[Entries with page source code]
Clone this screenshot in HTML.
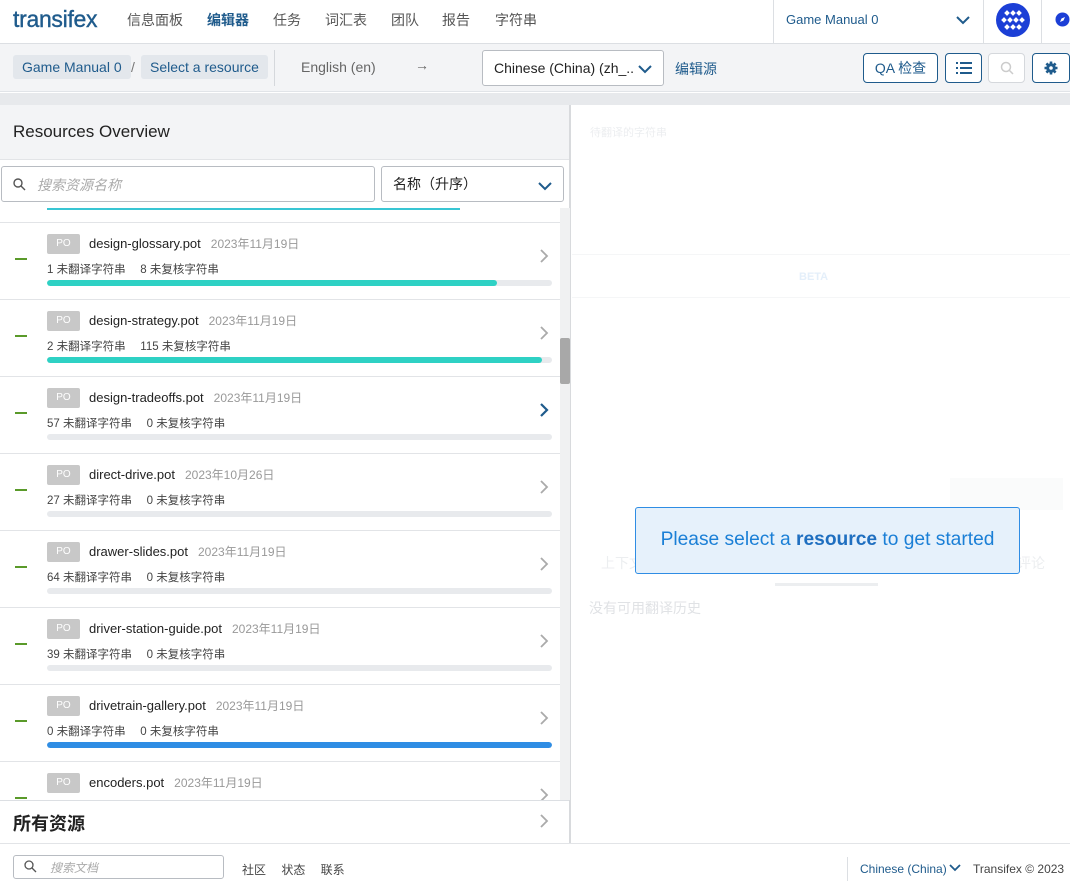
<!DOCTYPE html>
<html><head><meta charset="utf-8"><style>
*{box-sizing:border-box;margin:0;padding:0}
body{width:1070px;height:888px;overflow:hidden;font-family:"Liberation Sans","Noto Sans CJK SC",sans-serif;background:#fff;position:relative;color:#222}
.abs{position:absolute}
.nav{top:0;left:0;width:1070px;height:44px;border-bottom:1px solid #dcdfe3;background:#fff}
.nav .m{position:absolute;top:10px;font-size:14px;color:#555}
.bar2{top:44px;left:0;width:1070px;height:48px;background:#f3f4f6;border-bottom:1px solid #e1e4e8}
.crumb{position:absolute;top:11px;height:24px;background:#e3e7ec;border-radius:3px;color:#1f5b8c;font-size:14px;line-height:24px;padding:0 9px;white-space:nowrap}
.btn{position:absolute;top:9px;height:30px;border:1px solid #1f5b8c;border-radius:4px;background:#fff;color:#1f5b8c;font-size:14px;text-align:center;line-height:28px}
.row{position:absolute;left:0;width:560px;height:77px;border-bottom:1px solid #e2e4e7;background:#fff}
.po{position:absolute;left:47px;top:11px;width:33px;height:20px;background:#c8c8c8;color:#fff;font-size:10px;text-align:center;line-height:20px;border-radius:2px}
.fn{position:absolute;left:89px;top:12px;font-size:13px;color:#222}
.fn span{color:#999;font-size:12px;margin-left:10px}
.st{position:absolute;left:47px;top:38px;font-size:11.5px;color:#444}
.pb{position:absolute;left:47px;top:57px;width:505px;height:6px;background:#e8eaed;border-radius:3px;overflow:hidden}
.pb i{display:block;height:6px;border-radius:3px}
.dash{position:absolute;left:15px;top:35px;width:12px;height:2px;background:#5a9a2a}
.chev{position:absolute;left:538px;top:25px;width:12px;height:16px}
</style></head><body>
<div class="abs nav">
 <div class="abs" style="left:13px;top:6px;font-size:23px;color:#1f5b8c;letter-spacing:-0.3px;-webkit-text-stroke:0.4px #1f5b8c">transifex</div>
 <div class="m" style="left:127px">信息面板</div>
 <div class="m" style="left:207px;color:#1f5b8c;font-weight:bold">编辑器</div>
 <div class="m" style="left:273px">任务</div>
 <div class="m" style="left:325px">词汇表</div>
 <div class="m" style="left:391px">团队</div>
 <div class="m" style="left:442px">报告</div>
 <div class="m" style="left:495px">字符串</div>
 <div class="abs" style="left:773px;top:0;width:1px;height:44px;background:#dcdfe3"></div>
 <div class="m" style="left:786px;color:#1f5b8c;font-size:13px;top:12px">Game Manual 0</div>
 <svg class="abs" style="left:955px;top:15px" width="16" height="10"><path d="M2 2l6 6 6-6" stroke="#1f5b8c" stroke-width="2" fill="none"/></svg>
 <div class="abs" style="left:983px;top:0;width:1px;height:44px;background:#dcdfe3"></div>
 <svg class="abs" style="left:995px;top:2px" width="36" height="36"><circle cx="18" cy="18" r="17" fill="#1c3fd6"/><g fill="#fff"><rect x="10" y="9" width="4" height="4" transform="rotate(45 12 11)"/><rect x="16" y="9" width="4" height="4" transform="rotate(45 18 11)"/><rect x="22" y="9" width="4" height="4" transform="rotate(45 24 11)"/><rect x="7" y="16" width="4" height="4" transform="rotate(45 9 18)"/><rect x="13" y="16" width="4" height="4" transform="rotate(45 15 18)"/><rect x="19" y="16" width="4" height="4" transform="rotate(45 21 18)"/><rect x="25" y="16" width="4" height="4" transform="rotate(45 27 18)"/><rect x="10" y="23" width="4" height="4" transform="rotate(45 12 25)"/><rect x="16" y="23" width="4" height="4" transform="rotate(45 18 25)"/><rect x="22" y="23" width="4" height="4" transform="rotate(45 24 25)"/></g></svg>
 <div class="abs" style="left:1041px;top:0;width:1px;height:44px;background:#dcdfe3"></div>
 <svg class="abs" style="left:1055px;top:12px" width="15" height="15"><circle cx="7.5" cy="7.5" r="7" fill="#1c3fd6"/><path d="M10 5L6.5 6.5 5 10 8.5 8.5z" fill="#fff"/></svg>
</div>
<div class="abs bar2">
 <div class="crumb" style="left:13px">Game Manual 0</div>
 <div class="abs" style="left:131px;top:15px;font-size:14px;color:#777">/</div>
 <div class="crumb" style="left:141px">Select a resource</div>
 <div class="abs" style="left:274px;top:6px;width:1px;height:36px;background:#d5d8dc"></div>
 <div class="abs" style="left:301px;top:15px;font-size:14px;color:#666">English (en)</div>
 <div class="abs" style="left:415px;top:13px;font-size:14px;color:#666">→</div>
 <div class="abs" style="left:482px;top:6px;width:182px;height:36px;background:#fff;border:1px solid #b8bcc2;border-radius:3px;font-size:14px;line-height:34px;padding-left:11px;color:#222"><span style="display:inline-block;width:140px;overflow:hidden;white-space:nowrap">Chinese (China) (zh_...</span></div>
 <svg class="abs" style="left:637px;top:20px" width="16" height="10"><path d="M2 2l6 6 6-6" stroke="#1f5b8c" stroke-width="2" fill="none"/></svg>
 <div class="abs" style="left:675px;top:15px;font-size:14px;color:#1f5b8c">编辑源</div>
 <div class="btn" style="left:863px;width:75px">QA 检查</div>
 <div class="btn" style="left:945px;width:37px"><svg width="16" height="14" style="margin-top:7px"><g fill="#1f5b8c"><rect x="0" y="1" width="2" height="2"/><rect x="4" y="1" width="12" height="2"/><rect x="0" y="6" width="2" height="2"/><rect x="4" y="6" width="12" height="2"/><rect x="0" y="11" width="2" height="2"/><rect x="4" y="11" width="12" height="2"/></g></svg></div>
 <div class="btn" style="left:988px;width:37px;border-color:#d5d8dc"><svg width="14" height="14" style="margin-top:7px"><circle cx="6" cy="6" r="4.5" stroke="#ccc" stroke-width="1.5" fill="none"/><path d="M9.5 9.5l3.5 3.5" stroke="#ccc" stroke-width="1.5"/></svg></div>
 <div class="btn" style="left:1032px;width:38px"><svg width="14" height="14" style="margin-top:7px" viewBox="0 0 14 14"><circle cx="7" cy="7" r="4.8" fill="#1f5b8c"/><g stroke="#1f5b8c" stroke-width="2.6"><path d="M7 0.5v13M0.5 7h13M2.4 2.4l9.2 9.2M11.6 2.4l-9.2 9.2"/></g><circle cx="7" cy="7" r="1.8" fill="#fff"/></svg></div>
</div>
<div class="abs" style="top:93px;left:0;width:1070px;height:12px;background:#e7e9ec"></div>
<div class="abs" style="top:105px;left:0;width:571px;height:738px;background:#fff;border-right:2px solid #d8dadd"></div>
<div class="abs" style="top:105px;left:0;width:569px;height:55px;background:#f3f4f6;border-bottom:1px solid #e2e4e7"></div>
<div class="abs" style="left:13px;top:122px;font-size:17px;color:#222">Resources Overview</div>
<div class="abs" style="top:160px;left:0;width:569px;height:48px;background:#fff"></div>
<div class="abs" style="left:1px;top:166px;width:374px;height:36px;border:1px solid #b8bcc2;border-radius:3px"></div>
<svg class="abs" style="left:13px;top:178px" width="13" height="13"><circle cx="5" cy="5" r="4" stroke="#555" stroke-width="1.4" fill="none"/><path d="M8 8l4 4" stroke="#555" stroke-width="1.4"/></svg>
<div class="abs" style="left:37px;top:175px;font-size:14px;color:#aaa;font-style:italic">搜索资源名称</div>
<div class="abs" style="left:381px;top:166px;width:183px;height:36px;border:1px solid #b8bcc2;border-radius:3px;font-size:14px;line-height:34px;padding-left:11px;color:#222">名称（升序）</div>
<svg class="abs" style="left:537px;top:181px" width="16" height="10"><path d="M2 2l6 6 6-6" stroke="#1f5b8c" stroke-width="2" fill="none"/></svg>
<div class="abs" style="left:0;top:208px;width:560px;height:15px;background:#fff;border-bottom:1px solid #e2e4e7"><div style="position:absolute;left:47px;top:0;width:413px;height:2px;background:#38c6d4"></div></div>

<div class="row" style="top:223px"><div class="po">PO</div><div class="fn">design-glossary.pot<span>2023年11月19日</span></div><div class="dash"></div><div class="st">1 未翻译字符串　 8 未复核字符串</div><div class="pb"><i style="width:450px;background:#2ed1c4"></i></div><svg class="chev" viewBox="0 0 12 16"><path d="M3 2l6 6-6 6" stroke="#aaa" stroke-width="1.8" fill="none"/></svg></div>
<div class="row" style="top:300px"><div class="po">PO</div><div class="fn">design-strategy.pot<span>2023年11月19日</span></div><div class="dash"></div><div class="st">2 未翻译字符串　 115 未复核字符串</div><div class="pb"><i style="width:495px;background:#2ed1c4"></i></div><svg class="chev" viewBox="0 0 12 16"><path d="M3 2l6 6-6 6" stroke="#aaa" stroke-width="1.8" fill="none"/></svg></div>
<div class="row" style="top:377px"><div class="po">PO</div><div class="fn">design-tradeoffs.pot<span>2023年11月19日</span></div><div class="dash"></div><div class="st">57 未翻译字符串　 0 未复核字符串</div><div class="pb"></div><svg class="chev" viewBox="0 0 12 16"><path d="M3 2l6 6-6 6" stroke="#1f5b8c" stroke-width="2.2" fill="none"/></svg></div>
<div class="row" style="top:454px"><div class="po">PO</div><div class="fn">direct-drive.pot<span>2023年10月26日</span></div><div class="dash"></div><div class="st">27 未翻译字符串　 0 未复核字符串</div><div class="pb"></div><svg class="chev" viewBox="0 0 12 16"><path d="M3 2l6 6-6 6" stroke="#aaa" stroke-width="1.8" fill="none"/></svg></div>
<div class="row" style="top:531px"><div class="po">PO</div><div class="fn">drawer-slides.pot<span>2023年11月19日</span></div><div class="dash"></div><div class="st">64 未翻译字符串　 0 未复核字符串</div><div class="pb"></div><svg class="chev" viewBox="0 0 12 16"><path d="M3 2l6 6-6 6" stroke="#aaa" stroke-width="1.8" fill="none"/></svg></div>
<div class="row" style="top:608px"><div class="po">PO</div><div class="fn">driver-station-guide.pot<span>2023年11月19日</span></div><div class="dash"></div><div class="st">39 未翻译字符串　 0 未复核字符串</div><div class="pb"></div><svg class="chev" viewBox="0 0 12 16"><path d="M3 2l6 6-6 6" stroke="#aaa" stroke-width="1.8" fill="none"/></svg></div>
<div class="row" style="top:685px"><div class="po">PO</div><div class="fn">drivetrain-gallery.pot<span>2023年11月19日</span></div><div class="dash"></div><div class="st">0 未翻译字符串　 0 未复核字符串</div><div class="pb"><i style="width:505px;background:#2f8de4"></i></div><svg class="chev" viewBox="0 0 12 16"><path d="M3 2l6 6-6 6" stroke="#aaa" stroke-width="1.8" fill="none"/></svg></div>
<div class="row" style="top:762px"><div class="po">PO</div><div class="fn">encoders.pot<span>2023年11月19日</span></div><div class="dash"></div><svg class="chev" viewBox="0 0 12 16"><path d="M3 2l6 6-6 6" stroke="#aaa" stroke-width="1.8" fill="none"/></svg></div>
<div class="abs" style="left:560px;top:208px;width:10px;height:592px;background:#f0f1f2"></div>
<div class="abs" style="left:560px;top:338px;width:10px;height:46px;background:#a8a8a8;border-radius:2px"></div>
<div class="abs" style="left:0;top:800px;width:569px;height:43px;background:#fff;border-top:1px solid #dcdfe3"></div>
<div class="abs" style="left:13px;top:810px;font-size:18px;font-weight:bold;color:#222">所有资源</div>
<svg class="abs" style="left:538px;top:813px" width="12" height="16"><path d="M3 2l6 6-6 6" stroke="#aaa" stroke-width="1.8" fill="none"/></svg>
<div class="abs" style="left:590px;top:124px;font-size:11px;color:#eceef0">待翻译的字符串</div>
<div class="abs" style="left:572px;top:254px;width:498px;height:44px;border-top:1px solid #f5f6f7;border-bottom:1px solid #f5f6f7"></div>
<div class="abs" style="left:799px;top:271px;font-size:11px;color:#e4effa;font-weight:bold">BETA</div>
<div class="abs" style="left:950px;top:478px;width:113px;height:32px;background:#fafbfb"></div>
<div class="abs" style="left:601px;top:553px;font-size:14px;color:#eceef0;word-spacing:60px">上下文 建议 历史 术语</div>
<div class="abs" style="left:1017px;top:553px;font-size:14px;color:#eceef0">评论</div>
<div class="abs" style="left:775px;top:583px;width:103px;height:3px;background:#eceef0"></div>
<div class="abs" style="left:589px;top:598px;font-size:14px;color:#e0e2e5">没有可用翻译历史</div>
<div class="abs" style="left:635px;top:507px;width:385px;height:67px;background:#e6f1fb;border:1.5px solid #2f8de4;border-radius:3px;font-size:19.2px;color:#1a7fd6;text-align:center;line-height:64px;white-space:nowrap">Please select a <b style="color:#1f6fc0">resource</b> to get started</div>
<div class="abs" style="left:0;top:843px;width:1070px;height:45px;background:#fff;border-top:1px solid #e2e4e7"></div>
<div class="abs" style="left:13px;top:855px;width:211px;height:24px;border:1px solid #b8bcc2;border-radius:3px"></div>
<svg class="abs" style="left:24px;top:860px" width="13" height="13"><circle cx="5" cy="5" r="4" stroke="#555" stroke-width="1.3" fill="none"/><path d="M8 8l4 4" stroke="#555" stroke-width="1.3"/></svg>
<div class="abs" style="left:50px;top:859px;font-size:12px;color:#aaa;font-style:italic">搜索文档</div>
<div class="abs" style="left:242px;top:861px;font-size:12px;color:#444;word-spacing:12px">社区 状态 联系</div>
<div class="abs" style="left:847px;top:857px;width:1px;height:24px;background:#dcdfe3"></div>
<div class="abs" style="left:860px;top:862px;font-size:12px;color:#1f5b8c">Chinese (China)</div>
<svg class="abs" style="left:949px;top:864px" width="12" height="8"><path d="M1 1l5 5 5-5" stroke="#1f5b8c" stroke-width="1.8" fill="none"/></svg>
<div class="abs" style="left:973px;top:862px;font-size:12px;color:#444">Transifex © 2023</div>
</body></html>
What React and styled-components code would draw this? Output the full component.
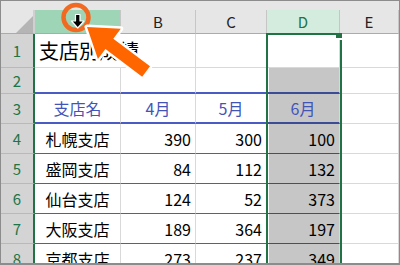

● YOUR TASK
Gather each line from the entries above that includes the word "this".

● TASK SOLUTION
Clone this screenshot in HTML.
What React and styled-components code would draw this? Output the full component.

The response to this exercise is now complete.